Rows from a dataset of pages and code:
* Start *

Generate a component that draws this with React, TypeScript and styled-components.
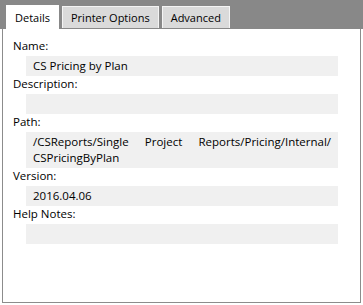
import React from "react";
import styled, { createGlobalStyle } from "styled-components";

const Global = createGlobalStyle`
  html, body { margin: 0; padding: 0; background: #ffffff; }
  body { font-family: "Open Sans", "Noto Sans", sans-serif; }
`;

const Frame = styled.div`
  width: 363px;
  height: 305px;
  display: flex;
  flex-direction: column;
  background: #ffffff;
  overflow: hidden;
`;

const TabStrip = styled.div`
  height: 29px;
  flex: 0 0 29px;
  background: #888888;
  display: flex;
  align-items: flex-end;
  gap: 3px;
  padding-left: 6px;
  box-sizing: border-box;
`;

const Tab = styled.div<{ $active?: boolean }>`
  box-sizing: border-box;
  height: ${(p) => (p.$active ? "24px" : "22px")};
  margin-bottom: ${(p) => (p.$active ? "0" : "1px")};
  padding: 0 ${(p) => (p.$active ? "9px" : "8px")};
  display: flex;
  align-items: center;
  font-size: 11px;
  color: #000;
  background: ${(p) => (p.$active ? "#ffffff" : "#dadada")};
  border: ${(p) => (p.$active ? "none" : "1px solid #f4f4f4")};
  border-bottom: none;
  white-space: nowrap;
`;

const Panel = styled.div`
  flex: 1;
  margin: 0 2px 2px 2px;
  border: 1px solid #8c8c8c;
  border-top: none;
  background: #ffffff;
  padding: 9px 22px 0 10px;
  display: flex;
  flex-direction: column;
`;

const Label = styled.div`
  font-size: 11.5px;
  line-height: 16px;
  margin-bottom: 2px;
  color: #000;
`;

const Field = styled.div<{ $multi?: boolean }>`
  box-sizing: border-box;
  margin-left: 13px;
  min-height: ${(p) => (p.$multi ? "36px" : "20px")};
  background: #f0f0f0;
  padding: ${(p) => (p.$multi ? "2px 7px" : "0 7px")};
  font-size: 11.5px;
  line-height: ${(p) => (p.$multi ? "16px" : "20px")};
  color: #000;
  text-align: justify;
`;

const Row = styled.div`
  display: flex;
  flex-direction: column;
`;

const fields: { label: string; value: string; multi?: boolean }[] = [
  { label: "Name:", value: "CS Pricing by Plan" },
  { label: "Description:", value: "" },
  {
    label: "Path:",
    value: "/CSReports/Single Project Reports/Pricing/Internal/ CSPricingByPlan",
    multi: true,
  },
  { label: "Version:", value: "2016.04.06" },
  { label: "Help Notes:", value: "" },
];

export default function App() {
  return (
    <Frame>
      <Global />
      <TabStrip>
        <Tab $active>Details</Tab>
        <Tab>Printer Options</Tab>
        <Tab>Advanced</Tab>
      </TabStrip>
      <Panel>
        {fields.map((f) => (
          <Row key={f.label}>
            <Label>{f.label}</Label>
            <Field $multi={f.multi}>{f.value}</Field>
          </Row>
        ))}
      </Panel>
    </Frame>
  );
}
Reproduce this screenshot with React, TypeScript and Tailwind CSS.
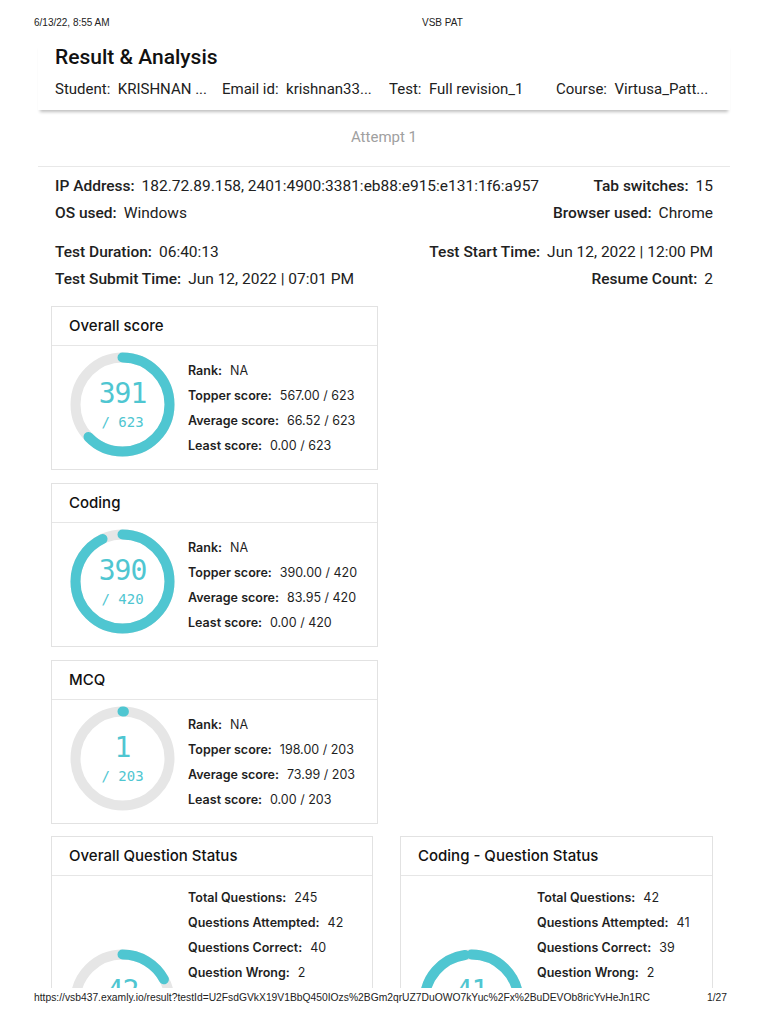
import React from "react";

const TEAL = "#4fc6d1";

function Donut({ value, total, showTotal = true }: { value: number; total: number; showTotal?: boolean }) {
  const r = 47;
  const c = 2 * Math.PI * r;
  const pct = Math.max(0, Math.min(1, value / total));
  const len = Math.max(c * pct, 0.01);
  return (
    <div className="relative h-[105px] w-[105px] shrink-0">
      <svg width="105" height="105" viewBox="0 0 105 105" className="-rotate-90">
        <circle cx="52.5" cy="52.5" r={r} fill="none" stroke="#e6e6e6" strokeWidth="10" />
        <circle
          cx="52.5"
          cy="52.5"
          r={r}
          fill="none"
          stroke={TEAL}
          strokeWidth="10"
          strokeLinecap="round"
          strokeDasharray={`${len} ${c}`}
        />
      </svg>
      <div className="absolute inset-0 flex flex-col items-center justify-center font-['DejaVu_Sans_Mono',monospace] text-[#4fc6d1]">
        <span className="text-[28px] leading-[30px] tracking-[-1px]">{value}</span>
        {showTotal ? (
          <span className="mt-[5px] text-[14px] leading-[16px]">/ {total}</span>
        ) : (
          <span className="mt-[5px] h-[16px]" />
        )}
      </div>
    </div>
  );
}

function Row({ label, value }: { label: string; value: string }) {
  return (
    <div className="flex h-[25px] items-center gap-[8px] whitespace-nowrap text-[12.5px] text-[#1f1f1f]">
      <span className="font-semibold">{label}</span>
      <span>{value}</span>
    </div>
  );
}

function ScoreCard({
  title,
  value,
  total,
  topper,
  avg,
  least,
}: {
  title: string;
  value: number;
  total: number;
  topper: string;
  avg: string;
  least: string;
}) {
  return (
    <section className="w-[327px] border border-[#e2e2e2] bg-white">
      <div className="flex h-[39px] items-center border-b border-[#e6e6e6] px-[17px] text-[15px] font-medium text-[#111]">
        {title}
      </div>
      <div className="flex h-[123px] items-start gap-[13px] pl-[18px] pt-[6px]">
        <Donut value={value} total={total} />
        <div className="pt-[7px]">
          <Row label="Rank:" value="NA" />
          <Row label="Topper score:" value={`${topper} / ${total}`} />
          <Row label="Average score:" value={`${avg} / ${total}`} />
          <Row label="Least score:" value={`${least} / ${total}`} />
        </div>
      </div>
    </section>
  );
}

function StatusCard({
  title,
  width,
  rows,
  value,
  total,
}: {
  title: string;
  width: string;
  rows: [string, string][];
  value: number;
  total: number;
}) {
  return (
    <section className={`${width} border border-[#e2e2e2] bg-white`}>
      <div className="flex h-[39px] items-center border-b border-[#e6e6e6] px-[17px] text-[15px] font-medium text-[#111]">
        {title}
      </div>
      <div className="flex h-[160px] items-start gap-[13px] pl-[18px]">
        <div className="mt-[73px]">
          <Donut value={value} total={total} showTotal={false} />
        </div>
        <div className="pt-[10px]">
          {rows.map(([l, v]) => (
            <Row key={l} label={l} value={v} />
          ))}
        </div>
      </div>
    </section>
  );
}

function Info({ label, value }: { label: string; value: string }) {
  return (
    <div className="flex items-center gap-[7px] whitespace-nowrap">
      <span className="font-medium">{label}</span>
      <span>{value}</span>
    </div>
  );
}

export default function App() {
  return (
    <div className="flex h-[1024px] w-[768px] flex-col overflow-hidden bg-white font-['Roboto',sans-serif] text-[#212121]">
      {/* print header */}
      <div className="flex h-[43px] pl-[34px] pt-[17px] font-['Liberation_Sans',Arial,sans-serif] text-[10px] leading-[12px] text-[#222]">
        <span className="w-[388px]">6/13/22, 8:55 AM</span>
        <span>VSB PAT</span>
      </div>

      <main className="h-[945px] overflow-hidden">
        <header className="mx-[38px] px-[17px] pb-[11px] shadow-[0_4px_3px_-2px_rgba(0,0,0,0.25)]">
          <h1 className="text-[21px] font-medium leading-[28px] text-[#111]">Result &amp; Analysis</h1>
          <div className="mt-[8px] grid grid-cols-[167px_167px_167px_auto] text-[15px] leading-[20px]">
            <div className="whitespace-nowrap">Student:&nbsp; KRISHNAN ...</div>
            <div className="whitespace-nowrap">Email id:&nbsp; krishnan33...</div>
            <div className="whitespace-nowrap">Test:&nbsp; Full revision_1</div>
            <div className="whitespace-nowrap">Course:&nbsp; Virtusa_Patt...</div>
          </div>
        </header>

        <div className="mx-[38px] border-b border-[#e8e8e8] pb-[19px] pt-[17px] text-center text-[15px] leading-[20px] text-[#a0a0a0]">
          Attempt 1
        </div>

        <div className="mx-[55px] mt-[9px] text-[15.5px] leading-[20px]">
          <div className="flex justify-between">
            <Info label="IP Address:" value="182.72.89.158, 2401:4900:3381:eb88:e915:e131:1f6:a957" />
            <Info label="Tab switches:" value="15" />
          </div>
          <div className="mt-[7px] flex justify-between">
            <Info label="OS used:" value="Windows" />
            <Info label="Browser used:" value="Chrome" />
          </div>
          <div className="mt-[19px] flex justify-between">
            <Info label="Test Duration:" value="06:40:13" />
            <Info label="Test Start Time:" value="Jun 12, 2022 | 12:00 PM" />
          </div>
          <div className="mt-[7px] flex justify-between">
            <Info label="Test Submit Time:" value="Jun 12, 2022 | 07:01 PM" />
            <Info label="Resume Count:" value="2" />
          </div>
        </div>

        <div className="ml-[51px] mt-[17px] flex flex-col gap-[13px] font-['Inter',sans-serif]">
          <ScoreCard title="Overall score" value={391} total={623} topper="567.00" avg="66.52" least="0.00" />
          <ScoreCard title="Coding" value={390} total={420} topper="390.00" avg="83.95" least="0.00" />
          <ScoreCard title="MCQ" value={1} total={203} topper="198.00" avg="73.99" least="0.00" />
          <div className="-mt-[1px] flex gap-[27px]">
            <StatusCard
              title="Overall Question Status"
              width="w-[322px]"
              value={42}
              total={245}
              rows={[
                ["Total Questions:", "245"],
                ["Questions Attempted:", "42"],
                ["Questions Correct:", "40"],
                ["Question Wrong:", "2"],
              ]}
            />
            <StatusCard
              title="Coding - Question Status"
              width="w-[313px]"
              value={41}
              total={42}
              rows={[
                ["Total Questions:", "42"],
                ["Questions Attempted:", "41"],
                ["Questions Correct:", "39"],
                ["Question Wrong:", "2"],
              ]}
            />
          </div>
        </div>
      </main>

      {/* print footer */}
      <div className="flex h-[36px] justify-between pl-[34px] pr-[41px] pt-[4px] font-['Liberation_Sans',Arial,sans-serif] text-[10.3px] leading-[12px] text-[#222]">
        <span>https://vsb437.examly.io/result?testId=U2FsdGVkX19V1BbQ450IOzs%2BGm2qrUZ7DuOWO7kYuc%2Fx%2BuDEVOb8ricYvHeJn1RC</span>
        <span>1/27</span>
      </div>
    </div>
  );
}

* End *

▸ Work to do: Only a number is wanted: how many lines contain "components"?

▸ Solution to the exercise: 2